Как только он прикрыл за собой дверь в учебную комнату, декан скорым шагом направился к выходу и быстро заговорил:
- За тобой прислал нарочного доктор Велезар. Врачебное отделение сани дает - чтобы быстрей ветра… Как наставник поедешь, а не как голодранец, в кои-то веки.
- Что случилось-то? - Млад едва поспевал за деканом. То, что за ним прислал нарочного сам доктор Велезар, не могло не польстить…
- Он подозревает у мальчика шаманскую болезнь. Все думали - падучая… Велезар Светич посмотрел и решил посоветоваться с тобой.
- Юноша в лечебнице?
- Нет. Не все так просто. Мальчик из христианской семьи… Его лечили крестом и молитвой, изгоняли какого-то дьявола. А ему, понятно, все хуже. Так что жди отпора, христианские жрецы сбегутся - на весь свет орать станут. Ну да Велезар Светич знает, как с ними разбираться, не в первый раз. Дикие люди эти христиане… Дитя родное угробят за свою истинную веру.
У выхода их поджидал Пифагорыч.
- Мстиславич, платок возьми теплый… В санях шкуры постелены, а грудь-то голая. К ночи, небось, еще холодней станет.
- Станет, станет, - улыбнулся Млад, - и не «небось», а в точности так.
И хотя восемь верст до стольного града тройка лошадей и впрямь пролетела быстрей ветра, на торговую сторону въезжали в сумерках. Млад не любил путешествовать в санях и снизу смотреть в спину вознице. В Новгород ему нравилось въезжать верхом, когда над берегом издали, постепенно, поднималась громада детинца, сравнимая величием с крутыми берегами Волхова, и хотелось, вслед за Садко, скинуть шапку, поклониться и сказать:
- Здравствуй, Государь Великий Новгород!
Сегодня и красные стены детинца покрылись инеем, и он слился с белым берегом, белым Волховом, белым сумеречным небом, в которое упирались его сторожевые башни.
Кони пронеслись по льду Волхова мимо гостиного двора, мимо торга, мимо Ярославова Дворища, свернули к Славянскому концу, миновали земляной вал и потрусили по узким улицам к Ручью.
Возница остановил сани около покосившегося забора: дом за ним напоминал согбенного временем старца.
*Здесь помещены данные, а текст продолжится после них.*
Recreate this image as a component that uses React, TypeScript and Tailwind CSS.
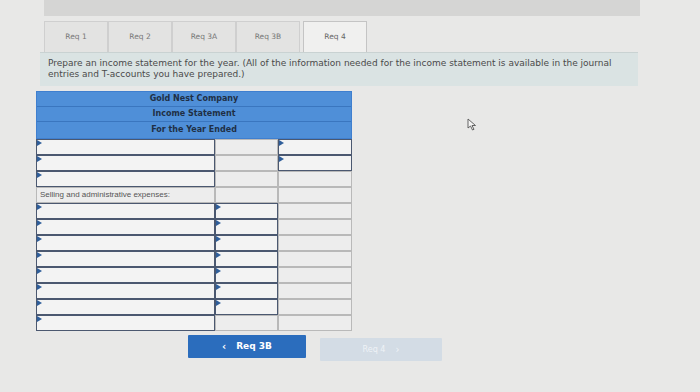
import React from "react";

const TABS = ["Req 1", "Req 2", "Req 3A", "Req 3B", "Req 4"];

type Kind = "in" | "plain";
type Row = { label?: string; cells: [Kind, Kind, Kind] };

const ROWS: Row[] = [
  { cells: ["in", "plain", "in"] },
  { cells: ["in", "plain", "in"] },
  { cells: ["in", "plain", "plain"] },
  { label: "Selling and administrative expenses:", cells: ["plain", "plain", "plain"] },
  ...Array.from({ length: 7 }, () => ({ cells: ["in", "in", "plain"] as [Kind, Kind, Kind] })),
  { cells: ["in", "plain", "plain"] },
];

function Cell({ kind, label }: { kind: Kind; label?: string }) {
  if (kind === "in") {
    return (
      <div className="relative h-[16px] border-[1.5px] border-[#4b5870] bg-[#f3f3f3]">
        <span className="absolute left-0 top-0 h-0 w-0 border-y-[3px] border-l-[5px] border-y-transparent border-l-[#2f5e9a]" />
      </div>
    );
  }
  return (
    <div className="flex h-[16px] items-center border border-[#b9b9b9] bg-[#ededed] px-[3px] font-['Liberation_Sans',Arial,sans-serif] text-[8px] text-[#555]">
      {label}
    </div>
  );
}

export default function App() {
  return (
    <div className="relative h-[392px] w-[700px] overflow-hidden bg-[#e8e8e7] font-['DejaVu_Sans',Verdana,sans-serif]">
      <div className="ml-[44px] h-[16px] w-[596px] bg-[#d5d5d4]" />

      <div className="ml-[40px] w-[598px]">
        {/* tabs */}
        <div className="mt-[5px] flex pl-[4px]">
          {TABS.map((t, i) => (
            <div
              key={t}
              className={
                i === 4
                  ? "ml-[3px] flex h-[31px] w-[64px] items-center justify-center border border-b-0 border-[#c4c4c4] bg-[#f0f0ef] text-[7.5px] text-[#666]"
                  : "flex h-[31px] w-[64px] items-center justify-center border border-b-0 border-[#cfcfcf] bg-[#e3e3e2] text-[7.5px] text-[#777]"
              }
            >
              {t}
            </div>
          ))}
        </div>

        {/* instructions */}
        <div className="border-t border-[#c9d2d2] bg-[#dae3e3] px-[8px] pb-[6px] pt-[5px] text-[9px] leading-[11px] text-[#4a4a4a]">
          Prepare an income statement for the year. (All of the information needed for the income statement is available in the journal
          entries and T-accounts you have prepared.)
        </div>

        {/* table */}
        <div className="ml-[-4px] mt-[5px] w-[316px] bg-[#f0f0f0]">
          <div className="border border-[#3f7fcf] bg-[#4f8fd8] text-center text-[8px] font-bold text-[#1f2f45]">
            <div className="flex h-[15px] items-center justify-center border-b border-[#3a76bf]">Gold Nest Company</div>
            <div className="flex h-[15px] items-center justify-center border-b border-[#3a76bf]">Income Statement</div>
            <div className="flex h-[16px] items-center justify-center">For the Year Ended</div>
          </div>
          <div className="grid grid-cols-[179px_63px_74px]">
            {ROWS.map((r, ri) => (
              <React.Fragment key={ri}>
                <Cell kind={r.cells[0]} label={r.label} />
                <Cell kind={r.cells[1]} />
                <Cell kind={r.cells[2]} />
              </React.Fragment>
            ))}
          </div>
        </div>
      </div>

      {/* nav buttons */}
      <div className="mt-[4px] flex items-start gap-[14px] pl-[188px]">
        <button className="flex h-[23px] w-[118px] items-center justify-center gap-[10px] rounded-[1px] bg-[#2b6dbd] text-[9px] font-bold text-white">
          <span className="text-[10px]">&lsaquo;</span>
          <span>Req 3B</span>
        </button>
        <button className="mt-[3px] flex h-[23px] w-[122px] items-center justify-center gap-[10px] rounded-[1px] bg-[#d3dce5] text-[8px] text-[#eef2f6]">
          <span>Req 4</span>
          <span className="text-[10px]">&rsaquo;</span>
        </button>
      </div>

      {/* mouse cursor */}
      <svg className="absolute left-[467px] top-[118px]" width="10" height="13" viewBox="0 0 10 13">
        <path d="M1 1 L1 10 L3.5 8 L5.5 12 L7 11.3 L5 7.5 L8.5 7.5 Z" fill="#f4f4f4" stroke="#555" strokeWidth="0.9" />
      </svg>
    </div>
  );
}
Один угол просел в землю, крыша накренилась в его сторону, оконные рамы смялись перекошенными тяжелыми бревнами и почернели от времени. Словно не было в доме хозяина… Впрочем, Млад не осуждал, он и сам хорошим хозяином себя не считал. Если бы сычёвские мужики не следили за жильем студентов и наставников, он бы давно переселился в землянку.